The other, more common type of insomnia is secondary to an underlying medical or psychiatric problem; the side effects of medications; behavioral factors like ill-timed exposure to caffeine, alcohol or nicotine or daytime naps; or environmental disturbances like jet lag or excessive noise or light — especially the blue light from an electronic device — in the bedroom.
Among the many medical conditions that can cause insomnia are heart failure, gastroesophageal reflux (GERD), lung disease, arthritis, Alzheimer’s disease and incontinence. Treating the underlying condition, if possible, often relieves the insomnia.
Regardless of the reason for insomnia, it can become a learned response when people anticipate having difficulty falling asleep or returning to sleep after middle-of-the-night awakenings. They may spend hours lying awake in bed worrying about being unable to sleep, and the anxiety itself impairs their ability to sleep.
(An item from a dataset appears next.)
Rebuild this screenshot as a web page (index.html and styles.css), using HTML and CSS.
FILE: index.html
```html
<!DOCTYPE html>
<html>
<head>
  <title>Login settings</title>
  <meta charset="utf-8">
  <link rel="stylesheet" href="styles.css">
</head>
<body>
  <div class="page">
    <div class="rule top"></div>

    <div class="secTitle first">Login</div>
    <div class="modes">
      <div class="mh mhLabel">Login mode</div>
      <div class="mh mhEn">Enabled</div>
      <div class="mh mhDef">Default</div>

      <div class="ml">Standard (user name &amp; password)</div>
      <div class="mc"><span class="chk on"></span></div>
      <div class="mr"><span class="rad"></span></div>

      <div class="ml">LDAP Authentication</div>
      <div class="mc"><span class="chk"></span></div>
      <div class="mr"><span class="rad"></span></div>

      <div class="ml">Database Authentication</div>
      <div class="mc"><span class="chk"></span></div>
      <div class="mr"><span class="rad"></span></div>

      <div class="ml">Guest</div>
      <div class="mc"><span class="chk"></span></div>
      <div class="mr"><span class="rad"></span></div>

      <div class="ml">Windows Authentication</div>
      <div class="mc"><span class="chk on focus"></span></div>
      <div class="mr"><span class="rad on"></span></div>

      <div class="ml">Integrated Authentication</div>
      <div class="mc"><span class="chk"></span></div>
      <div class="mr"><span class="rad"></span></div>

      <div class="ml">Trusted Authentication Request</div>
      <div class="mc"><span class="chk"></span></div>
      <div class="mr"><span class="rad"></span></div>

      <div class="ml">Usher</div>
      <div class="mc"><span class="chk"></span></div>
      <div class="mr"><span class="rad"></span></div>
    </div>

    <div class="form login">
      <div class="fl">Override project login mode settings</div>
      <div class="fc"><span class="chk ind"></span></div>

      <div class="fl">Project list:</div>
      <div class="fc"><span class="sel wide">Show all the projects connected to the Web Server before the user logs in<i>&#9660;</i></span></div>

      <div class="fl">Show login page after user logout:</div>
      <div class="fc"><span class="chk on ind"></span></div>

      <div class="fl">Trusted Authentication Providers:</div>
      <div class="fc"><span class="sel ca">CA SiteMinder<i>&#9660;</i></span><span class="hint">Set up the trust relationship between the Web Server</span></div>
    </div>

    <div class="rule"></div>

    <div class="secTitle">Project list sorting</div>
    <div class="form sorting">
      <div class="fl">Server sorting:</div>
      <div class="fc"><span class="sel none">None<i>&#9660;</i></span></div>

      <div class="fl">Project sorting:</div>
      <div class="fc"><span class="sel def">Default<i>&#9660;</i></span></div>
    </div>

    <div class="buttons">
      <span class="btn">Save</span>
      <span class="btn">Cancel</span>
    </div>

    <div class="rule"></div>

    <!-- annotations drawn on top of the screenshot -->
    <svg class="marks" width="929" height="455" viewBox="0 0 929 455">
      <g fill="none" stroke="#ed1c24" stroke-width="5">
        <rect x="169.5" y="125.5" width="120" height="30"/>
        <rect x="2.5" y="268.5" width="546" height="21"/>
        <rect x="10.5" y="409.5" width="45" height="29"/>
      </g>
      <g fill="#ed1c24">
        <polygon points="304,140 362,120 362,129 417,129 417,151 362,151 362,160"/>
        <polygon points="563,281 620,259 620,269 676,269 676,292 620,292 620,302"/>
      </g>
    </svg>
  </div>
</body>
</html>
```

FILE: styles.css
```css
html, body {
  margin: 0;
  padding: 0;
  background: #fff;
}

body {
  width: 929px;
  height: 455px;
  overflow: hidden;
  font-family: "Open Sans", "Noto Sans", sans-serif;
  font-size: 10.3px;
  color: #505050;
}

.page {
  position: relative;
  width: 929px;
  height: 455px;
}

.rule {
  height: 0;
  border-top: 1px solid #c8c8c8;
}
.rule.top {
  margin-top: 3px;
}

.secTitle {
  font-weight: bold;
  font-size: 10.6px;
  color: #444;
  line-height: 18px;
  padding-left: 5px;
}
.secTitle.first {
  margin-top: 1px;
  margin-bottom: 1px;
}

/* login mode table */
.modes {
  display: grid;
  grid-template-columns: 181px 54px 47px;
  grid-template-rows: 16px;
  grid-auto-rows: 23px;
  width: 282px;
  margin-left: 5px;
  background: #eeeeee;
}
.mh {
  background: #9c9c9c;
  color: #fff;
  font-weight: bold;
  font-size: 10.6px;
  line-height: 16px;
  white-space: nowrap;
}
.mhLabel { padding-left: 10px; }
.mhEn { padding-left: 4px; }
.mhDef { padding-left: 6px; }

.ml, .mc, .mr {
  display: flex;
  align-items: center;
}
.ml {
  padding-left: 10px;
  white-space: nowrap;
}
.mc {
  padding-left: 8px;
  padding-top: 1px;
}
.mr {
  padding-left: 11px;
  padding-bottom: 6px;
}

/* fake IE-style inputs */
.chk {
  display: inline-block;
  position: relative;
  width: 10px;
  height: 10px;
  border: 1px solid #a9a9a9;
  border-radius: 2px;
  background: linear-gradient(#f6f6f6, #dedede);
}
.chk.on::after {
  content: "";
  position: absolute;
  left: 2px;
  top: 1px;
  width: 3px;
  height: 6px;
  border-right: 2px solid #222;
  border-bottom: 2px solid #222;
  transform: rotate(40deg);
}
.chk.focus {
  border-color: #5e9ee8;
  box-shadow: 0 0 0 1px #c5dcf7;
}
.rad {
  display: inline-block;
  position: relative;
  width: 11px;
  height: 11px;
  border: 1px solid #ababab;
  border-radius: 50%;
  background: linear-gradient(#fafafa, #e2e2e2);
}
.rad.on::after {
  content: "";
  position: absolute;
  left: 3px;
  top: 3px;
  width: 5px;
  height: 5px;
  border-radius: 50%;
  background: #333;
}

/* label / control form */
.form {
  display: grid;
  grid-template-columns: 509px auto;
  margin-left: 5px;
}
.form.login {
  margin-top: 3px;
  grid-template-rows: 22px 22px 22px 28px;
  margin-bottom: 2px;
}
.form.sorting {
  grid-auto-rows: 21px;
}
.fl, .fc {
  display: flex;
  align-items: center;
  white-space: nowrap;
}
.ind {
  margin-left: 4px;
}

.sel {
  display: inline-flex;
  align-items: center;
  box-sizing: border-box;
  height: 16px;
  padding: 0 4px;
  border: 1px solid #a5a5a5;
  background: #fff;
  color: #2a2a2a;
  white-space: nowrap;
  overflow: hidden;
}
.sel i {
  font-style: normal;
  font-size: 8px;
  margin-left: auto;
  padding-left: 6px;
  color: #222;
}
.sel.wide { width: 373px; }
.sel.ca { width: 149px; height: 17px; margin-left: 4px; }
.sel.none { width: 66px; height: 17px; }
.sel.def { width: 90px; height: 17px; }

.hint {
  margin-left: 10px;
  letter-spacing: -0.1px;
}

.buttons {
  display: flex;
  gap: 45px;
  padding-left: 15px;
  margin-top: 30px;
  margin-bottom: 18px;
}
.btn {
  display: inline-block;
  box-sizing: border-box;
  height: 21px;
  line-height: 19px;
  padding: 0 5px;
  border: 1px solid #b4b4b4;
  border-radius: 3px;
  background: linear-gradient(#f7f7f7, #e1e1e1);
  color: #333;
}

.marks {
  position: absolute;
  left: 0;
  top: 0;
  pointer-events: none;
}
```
The more one frets about a sleep problem, the worse it can get. When on occasion I awaken in the wee hours of the morning and can’t get back to sleep, I usually get up and do something useful, which takes the curse off my insomnia. If I’m worried about forgetting something important, I write it on a pad kept next to the bed, taking care not to turn on a light. (Bright light in the middle of the night can reset your biological clock; if you get up to use the bathroom, use a night light near the floor.)
Nonmedical causes of insomnia are often successfully treated by practicing “good sleep hygiene,” a concept developed by the late Peter J. Hauri, a sleep specialist at the Mayo Clinic. That means limiting naps to less than 30 minutes a day, preferably early in the afternoon; avoiding stimulants and sedatives; avoiding heavy meals and minimizing liquids within two to three hours of bedtime; getting moderate exercise daily, preferably in the morning or early afternoon; maximizing exposure to bright light during the day and minimizing it at night; creating comfortable sleep conditions; and going to bed only when you feel sleepy.
If you still can’t fall asleep within about 20 minutes in bed, experts recommend leaving the bedroom and doing something relaxing, like reading a book (one printed on paper, not on a brightly lit screen), and returning to bed when you feel sleepy.
Many people mistakenly resort to alcohol as a sleep aid. While it may help people fall asleep initially, it produces fragmented sleep and interferes with REM sleep, Dr. Avidan and others report.